_TASK DETAILS:_ Transcribe the stretch of entries below from the line with "Reproduce this screenshot with React, TypeScript" through the line with "import React from", exactly and with both ends included; leave out all other lines.

========================================================================

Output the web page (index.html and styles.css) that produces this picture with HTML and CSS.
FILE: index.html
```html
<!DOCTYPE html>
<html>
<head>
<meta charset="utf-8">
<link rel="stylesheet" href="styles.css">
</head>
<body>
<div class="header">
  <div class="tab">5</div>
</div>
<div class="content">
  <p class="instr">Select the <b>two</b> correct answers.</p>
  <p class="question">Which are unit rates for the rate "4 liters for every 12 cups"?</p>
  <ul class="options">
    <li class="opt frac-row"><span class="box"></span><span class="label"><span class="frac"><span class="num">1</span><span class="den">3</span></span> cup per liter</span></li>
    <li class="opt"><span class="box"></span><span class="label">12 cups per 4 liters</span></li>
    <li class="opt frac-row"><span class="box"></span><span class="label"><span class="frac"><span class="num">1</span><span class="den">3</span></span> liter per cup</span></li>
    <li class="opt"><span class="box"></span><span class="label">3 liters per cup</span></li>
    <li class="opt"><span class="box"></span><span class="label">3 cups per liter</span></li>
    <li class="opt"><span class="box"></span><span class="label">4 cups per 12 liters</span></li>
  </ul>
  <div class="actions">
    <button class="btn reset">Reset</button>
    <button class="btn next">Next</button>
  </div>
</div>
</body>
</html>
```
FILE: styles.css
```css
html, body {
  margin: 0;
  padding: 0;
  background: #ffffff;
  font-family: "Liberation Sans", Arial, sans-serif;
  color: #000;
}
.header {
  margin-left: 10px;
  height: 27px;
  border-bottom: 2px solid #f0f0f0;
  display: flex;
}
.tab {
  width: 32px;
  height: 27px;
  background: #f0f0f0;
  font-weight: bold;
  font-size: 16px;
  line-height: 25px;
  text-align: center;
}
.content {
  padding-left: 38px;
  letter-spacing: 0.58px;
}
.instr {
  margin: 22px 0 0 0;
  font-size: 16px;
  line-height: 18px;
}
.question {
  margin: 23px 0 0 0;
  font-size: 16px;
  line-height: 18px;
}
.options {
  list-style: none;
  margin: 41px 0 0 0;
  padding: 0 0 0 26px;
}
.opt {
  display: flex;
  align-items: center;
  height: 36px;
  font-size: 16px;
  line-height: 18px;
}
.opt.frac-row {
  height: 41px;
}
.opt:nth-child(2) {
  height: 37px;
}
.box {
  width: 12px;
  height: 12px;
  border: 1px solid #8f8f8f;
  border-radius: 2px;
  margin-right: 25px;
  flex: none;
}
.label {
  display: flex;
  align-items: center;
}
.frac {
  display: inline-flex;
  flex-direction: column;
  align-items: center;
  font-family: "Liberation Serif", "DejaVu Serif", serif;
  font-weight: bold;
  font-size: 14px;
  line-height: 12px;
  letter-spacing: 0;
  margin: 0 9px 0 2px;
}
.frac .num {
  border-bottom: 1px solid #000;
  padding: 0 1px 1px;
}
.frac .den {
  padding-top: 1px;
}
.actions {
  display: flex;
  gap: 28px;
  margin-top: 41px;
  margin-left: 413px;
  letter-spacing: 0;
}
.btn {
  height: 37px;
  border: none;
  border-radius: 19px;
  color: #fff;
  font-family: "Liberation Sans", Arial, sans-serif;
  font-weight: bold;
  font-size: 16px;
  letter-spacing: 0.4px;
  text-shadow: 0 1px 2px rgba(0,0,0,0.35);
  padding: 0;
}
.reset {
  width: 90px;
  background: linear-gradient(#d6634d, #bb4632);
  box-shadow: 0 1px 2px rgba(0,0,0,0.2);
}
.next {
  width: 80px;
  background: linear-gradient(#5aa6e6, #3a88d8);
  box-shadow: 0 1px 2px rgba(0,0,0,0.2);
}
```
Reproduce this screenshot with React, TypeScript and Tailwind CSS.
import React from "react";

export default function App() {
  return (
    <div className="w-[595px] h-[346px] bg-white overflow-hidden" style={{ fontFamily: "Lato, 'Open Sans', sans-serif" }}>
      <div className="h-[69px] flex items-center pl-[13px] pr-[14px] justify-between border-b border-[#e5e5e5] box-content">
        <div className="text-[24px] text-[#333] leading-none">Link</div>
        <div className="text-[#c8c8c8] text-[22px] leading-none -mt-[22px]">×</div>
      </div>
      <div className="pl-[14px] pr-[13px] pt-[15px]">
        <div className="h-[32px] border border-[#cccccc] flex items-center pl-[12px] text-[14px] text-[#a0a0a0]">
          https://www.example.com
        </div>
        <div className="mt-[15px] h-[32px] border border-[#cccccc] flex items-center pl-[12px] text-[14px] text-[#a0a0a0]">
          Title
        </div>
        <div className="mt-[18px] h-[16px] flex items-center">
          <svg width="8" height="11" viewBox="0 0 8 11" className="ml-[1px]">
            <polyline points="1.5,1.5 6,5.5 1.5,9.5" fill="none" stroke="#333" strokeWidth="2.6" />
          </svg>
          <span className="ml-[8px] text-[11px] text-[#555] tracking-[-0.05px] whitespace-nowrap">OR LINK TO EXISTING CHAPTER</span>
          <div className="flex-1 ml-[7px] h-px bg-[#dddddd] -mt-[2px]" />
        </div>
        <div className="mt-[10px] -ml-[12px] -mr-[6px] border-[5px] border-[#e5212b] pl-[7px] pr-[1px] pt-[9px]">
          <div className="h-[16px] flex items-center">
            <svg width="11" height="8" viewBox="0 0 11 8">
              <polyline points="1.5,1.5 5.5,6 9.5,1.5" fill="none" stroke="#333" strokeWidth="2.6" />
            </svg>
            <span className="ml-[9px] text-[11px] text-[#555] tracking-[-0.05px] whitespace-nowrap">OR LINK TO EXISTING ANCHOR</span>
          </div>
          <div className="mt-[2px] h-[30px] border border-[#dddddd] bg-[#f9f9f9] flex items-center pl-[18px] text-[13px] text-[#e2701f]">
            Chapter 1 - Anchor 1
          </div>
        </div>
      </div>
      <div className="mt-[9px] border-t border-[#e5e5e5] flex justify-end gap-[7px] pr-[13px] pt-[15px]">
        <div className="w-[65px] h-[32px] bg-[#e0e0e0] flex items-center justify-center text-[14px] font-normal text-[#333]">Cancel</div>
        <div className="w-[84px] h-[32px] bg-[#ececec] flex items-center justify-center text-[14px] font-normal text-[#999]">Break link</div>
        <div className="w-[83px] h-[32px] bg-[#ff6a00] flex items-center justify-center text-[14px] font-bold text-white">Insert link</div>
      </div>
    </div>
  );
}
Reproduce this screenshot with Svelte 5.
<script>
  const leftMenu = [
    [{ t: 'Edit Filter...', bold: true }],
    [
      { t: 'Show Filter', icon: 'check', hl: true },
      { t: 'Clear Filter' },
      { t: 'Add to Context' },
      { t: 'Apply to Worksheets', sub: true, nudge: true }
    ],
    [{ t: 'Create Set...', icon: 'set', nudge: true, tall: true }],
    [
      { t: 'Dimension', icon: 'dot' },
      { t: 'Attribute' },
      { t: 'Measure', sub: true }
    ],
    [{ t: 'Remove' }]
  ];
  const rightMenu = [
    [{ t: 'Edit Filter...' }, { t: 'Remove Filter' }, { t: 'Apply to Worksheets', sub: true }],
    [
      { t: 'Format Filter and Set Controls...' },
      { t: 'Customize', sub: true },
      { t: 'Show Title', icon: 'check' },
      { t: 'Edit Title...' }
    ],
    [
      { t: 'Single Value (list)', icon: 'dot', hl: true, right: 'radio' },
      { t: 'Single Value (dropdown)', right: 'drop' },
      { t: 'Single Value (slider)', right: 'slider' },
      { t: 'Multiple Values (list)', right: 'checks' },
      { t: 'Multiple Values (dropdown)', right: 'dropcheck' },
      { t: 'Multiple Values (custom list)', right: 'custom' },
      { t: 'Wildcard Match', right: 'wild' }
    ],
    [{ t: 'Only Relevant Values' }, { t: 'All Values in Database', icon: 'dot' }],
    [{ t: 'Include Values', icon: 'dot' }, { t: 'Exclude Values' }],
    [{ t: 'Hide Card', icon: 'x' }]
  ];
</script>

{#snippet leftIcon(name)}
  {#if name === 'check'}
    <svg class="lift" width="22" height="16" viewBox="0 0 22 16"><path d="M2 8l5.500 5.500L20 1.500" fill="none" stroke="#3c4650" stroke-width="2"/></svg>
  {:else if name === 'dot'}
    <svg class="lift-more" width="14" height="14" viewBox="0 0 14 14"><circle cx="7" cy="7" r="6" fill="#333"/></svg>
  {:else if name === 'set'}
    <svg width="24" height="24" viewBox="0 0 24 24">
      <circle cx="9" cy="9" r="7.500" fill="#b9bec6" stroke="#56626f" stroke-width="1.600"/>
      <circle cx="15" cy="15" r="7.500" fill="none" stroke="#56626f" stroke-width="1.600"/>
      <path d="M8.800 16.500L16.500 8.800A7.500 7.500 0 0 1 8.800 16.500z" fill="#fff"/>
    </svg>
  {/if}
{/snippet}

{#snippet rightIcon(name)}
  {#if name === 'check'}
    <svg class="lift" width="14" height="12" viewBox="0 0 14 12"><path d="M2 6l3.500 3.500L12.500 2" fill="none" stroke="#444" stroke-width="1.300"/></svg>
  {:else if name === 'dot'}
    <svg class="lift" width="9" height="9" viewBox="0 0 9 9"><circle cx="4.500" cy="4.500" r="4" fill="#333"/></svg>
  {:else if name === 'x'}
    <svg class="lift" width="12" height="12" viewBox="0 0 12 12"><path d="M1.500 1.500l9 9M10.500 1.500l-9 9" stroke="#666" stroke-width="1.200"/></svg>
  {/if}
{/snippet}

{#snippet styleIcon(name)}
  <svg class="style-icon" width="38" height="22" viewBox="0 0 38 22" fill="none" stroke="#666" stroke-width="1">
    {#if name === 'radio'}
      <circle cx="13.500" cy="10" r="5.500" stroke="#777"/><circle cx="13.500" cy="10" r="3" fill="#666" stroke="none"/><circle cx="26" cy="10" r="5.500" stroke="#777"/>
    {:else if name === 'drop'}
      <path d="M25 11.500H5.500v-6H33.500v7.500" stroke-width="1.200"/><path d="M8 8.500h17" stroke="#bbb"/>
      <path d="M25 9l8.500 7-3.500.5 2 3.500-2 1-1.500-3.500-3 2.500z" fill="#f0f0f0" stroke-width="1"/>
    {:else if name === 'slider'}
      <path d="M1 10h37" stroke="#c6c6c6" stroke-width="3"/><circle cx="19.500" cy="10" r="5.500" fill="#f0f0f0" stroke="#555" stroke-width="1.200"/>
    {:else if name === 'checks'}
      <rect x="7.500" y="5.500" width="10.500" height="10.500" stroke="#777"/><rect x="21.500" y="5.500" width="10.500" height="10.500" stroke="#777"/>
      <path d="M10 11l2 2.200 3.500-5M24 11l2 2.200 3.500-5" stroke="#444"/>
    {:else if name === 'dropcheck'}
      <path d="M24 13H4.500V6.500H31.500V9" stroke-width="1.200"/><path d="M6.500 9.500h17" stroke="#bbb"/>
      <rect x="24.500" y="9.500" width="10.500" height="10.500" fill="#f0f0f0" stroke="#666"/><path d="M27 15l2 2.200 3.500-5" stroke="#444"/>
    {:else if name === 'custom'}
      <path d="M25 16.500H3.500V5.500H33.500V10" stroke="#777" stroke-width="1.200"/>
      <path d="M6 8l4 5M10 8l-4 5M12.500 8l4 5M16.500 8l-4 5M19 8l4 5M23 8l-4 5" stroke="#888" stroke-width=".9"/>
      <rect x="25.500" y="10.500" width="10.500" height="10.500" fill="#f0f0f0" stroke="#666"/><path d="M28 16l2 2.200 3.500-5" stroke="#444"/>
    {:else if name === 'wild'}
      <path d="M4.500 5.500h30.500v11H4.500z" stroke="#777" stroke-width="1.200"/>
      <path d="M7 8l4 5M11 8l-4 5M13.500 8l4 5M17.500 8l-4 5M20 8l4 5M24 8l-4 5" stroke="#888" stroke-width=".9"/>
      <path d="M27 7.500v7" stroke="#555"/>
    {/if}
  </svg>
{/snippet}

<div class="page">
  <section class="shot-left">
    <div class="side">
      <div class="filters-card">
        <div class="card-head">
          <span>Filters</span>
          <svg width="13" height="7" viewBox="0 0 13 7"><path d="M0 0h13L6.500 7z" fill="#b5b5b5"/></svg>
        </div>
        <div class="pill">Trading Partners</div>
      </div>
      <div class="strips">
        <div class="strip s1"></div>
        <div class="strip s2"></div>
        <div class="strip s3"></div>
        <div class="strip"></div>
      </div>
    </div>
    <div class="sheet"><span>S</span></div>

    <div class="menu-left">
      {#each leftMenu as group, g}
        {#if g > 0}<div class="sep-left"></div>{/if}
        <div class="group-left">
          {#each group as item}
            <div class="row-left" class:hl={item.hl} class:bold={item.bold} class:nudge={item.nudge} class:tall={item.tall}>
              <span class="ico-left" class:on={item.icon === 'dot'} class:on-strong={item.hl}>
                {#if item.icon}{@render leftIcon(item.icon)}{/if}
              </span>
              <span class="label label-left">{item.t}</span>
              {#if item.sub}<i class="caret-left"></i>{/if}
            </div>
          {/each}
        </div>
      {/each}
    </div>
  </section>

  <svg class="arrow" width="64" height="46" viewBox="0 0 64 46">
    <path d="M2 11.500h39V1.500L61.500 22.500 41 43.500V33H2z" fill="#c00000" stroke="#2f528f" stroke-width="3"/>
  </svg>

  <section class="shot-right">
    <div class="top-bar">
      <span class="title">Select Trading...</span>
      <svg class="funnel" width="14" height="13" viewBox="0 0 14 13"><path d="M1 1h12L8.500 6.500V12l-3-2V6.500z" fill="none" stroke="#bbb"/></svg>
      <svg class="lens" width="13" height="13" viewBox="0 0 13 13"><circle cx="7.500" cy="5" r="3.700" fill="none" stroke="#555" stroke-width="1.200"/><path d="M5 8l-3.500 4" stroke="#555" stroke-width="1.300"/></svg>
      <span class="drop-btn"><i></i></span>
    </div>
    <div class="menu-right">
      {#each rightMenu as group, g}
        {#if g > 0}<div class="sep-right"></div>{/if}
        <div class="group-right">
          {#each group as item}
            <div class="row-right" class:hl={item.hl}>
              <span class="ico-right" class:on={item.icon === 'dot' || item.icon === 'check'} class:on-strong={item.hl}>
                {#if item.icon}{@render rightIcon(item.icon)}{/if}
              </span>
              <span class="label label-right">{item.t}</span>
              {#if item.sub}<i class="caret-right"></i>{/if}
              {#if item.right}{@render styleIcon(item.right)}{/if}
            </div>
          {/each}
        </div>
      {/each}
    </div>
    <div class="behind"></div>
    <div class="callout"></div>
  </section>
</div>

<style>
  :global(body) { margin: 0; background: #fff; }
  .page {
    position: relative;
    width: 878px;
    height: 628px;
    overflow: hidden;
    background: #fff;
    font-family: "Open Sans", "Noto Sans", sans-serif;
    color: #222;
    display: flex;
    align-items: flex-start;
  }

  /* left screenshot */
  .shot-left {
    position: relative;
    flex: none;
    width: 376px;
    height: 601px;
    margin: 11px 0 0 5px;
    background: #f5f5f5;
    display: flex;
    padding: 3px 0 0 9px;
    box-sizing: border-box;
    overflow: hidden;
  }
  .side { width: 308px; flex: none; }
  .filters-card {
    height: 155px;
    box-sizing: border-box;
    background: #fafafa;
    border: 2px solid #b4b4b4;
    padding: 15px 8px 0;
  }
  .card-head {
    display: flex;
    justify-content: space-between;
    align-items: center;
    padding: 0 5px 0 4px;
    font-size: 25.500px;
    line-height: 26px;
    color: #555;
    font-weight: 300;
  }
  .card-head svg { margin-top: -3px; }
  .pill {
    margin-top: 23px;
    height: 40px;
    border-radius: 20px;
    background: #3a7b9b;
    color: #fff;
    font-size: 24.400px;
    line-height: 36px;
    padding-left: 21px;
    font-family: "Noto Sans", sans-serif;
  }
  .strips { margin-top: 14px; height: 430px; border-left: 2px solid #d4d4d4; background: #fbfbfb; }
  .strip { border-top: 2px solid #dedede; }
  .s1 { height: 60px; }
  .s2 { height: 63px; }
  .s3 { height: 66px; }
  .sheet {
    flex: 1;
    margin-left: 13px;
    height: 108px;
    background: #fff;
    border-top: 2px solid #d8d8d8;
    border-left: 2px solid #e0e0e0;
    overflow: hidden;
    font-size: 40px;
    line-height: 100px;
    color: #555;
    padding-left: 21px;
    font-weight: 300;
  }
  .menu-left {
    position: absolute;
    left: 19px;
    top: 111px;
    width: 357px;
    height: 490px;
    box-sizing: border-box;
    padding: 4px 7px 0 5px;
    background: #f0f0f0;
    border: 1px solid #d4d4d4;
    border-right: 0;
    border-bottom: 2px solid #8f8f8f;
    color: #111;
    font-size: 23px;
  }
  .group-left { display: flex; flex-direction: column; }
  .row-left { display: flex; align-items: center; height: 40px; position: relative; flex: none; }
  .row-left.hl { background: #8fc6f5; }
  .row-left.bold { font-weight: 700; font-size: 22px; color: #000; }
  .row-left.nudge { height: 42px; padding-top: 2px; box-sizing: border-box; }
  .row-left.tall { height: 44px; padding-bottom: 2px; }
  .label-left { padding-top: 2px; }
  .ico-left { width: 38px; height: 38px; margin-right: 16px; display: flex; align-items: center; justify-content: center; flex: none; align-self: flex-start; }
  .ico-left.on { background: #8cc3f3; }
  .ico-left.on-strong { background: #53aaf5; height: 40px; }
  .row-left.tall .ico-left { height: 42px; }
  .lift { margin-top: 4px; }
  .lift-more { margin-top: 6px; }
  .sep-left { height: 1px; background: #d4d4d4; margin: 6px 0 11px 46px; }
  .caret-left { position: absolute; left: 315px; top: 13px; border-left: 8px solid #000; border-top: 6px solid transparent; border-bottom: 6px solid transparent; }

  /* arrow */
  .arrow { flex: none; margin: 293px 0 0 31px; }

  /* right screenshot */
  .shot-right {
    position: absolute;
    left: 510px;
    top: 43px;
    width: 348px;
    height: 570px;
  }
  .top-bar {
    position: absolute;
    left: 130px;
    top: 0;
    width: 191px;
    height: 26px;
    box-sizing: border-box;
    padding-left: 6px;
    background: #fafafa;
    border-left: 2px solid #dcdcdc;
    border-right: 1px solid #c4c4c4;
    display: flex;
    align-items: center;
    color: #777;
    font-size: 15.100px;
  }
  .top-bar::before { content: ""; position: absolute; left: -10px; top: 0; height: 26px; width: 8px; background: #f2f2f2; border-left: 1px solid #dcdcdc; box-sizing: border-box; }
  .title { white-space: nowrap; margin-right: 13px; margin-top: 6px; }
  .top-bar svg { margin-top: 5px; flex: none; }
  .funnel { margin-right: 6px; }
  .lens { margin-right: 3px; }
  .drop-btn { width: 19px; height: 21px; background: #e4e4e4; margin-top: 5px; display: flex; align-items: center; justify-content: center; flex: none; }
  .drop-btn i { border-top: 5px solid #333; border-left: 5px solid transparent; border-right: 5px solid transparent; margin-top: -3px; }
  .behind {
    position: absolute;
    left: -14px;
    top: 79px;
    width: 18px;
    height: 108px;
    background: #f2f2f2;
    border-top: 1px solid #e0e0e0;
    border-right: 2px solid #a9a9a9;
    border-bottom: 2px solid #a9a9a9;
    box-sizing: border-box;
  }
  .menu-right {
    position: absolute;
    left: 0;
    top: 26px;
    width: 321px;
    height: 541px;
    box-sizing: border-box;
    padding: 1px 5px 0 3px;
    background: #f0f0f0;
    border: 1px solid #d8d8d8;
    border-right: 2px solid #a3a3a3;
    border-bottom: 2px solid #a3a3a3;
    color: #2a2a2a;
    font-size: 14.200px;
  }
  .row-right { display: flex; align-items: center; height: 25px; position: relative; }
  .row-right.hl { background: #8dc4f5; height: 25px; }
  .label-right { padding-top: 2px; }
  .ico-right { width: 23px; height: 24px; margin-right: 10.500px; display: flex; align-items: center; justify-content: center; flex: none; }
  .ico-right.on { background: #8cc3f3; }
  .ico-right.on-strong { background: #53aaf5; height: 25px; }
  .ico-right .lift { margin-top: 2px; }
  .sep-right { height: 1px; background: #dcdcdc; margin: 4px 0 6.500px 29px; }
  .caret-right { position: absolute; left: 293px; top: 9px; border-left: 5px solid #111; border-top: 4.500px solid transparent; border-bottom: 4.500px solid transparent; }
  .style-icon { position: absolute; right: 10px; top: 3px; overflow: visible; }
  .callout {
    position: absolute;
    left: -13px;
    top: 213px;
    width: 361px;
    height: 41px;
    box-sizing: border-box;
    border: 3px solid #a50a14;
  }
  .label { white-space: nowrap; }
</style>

========================================================================

_FINISHED EXERCISE:_
Reproduce this screenshot with React, TypeScript and Tailwind CSS.
import React from "react";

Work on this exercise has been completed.